So why the differences among researchers? Some argue that inflation is overstated, even after the Bureau of Labor Statistics (BLS) improved measurements in the Consumer Price Index (CPI). Because estimates of real income growth involve adjusting money incomes for inflation, overstating inflation means understating real incomes.

One factor generally ignored is how to account for shelter costs in estimating inflation. Researchers calculating real income growth by adjusting for CPI inflation rarely offset increases in income for homeowners. Improving these estimates could involve accounting for imputed income, or, as our research suggests, altering the shelter component of inflation for homeowners to reflect the changing costs they experience by using the housing services their home provides.

We find that altering the shelter cost calculation for homeowners makes a sizable impact on the measurement of income gains for median-income families and contradicts the narrative of stagnant growth. 

Why using the CPI to adjust for inflation can be misleading

For renters, it makes sense to measure changes in shelter costs by the changes in rents they pay. For homeowners, the BLS estimates changes in owners’ housing costs as equal to changes in the home’s rental value. The rationale is that owners bear a cost equal to what they could receive if they left their home and rented it to someone else.

But, in a sense, homeowners are both owners and renters. As renters use up housing services, their costs increase. As owners, they earn imputed income (or income they have because they avoided paying that cost to someone else). So, current estimates of real income growth are misleading because analysts usually adjust homeowners’ money income for inflation in rents but ignore their offsetting increase in income.

To illustrate, instead of thinking of a homeowner as both a renter and an owner, think of two homeowner families who move and end up renting from each other. Let’s say rents increase over the next several years for both dwellings at the rate estimated by the BLS. Although shelter costs increase for both owners, income received from the other homeowner increases by the same amount, and neither owner experiences a lower standard of living.

Similarly, homeowners who rent to themselves are shielded from a decline in living standards when rents increase.
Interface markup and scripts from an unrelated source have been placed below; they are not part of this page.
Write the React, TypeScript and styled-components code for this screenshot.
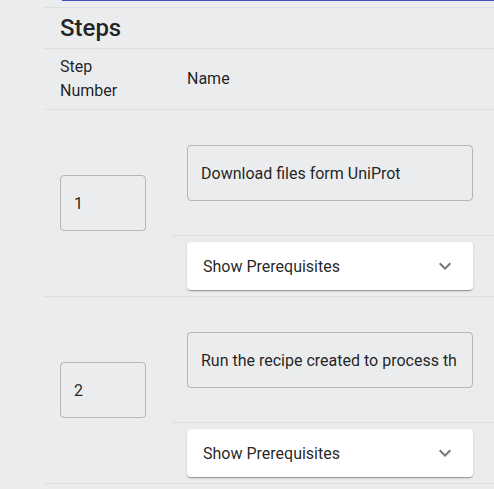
import React from "react";
import styled, { createGlobalStyle } from "styled-components";

const Global = createGlobalStyle`
  html, body { margin: 0; padding: 0; }
  body {
    background: #ebecee;
    font-family: Roboto, "Liberation Sans", Arial, sans-serif;
    color: rgba(0,0,0,0.87);
    overflow: hidden;
  }
`;

const Page = styled.div`
  padding-left: 44px;
  width: 450px;
`;

const BlueRule = styled.div`
  height: 1px;
  margin-left: 18px;
  background: #3f51b5;
`;

const Section = styled.section`
  margin-top: 6px;
  border-top: 1px solid #dedfe1;
`;

const Title = styled.h2`
  margin: 0;
  height: 41px;
  box-sizing: border-box;
  padding: 4px 16px 5px;
  font-size: 24px;
  line-height: 32px;
  font-weight: 500;
  border-bottom: 1px solid #dedfe1;
`;

const Row = styled.div`
  display: grid;
  grid-template-columns: 127px 1fr;
  border-bottom: 1px solid #dedfe1;
`;

const HeadCell = styled.div<{ $wrap?: boolean }>`
  padding: 6px ${(p) => (p.$wrap ? "24px" : "21px")} 6px 16px;
  font-size: 16px;
  line-height: 24px;
  display: flex;
  align-items: center;
`;

const NumCell = styled.div`
  display: flex;
  align-items: center;
  padding-left: 16px;
`;

const NameCell = styled.div`
  display: flex;
  flex-direction: column;
`;

const NameSub = styled.div`
  padding: 35px 21px 34px 16px;
  border-bottom: 1px solid #dedfe1;
`;

const PrereqSub = styled.div`
  padding: 6px 21px 6px 16px;
`;

const Field = styled.input<{ $w: number }>`
  box-sizing: border-box;
  width: ${(p) => p.$w}px;
  height: 56px;
  margin: 0;
  padding: 0 15px 0 13px;
  border: 1px solid rgba(0, 0, 0, 0.23);
  border-radius: 4px;
  background: transparent;
  font-family: Roboto, "Liberation Sans", Arial, sans-serif;
  font-size: 16px;
  color: rgba(0, 0, 0, 0.87);
  outline: none;
  display: block;
`;

const Card = styled.div`
  box-sizing: border-box;
  width: 286px;
  height: 48px;
  padding: 0 16px;
  background: #fff;
  border-radius: 4px;
  box-shadow: 0px 2px 1px -1px rgba(0,0,0,0.2), 0px 1px 1px 0px rgba(0,0,0,0.14), 0px 1px 3px 0px rgba(0,0,0,0.12);
  display: flex;
  align-items: center;
  justify-content: space-between;
  font-size: 16px;
`;

const Chevron = () => (
  <svg width="24" height="24" viewBox="0 0 24 24" fill="rgba(0,0,0,0.54)">
    <path d="M16.59 8.59 12 13.17 7.41 8.59 6 10l6 6 6-6z" />
  </svg>
);

const steps = [
  { n: "1", name: "Download files form UniProt" },
  { n: "2", name: "Run the recipe created to process the downloaded files" },
];

export default function App() {
  return (
    <>
      <Global />
      <Page>
        <BlueRule />
        <Section>
          <Title>Steps</Title>
          <Row>
            <HeadCell $wrap>Step Number</HeadCell>
            <HeadCell>Name</HeadCell>
          </Row>
          {steps.map((s) => (
            <Row key={s.n}>
              <NumCell>
                <Field $w={86} defaultValue={s.n} readOnly />
              </NumCell>
              <NameCell>
                <NameSub>
                  <Field $w={286} defaultValue={s.name} readOnly />
                </NameSub>
                <PrereqSub>
                  <Card>
                    <span>Show Prerequisites</span>
                    <Chevron />
                  </Card>
                </PrereqSub>
              </NameCell>
            </Row>
          ))}
        </Section>
      </Page>
    </>
  );
}
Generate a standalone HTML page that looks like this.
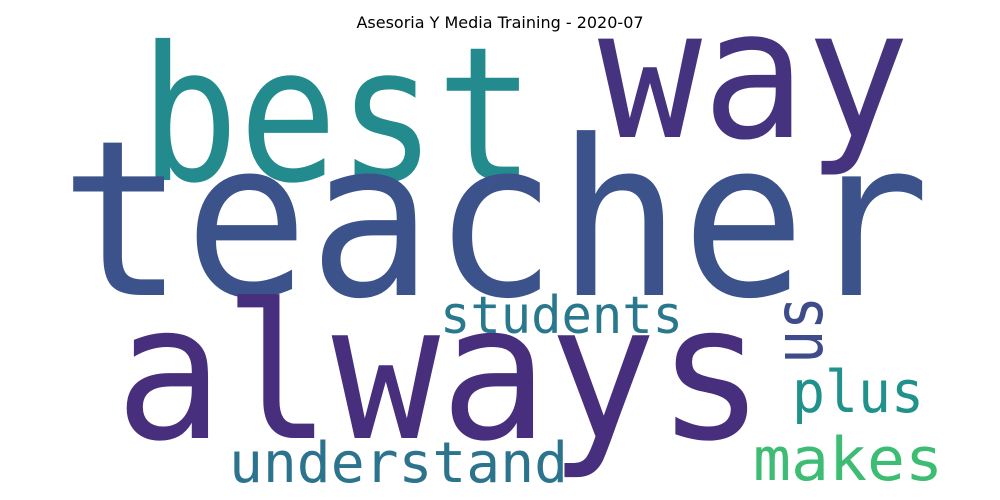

Including imputed income in the shelter cost calculation is one way around this problem.

Another approach to improving shelter cost calculations

To avoid having to count imputed income or imputed rent, our shelter cost measure incorporates changes in the cost of buying the home at the beginning of the period, paying any required taxes and maintenance, and then selling it at the end of the period. This approach captures changes in living costs for homeowners directly.

Drawing on several datasets to estimate real income growth between 1984 and 2016, we find that median incomes increase 19 percentage points faster with our shelter cost index than with the standard CPI. All the added income growth takes place among homeowners. Gains in the median income of homeowner families more than double, from 24 percent in 1984 to 50 percent in 2016.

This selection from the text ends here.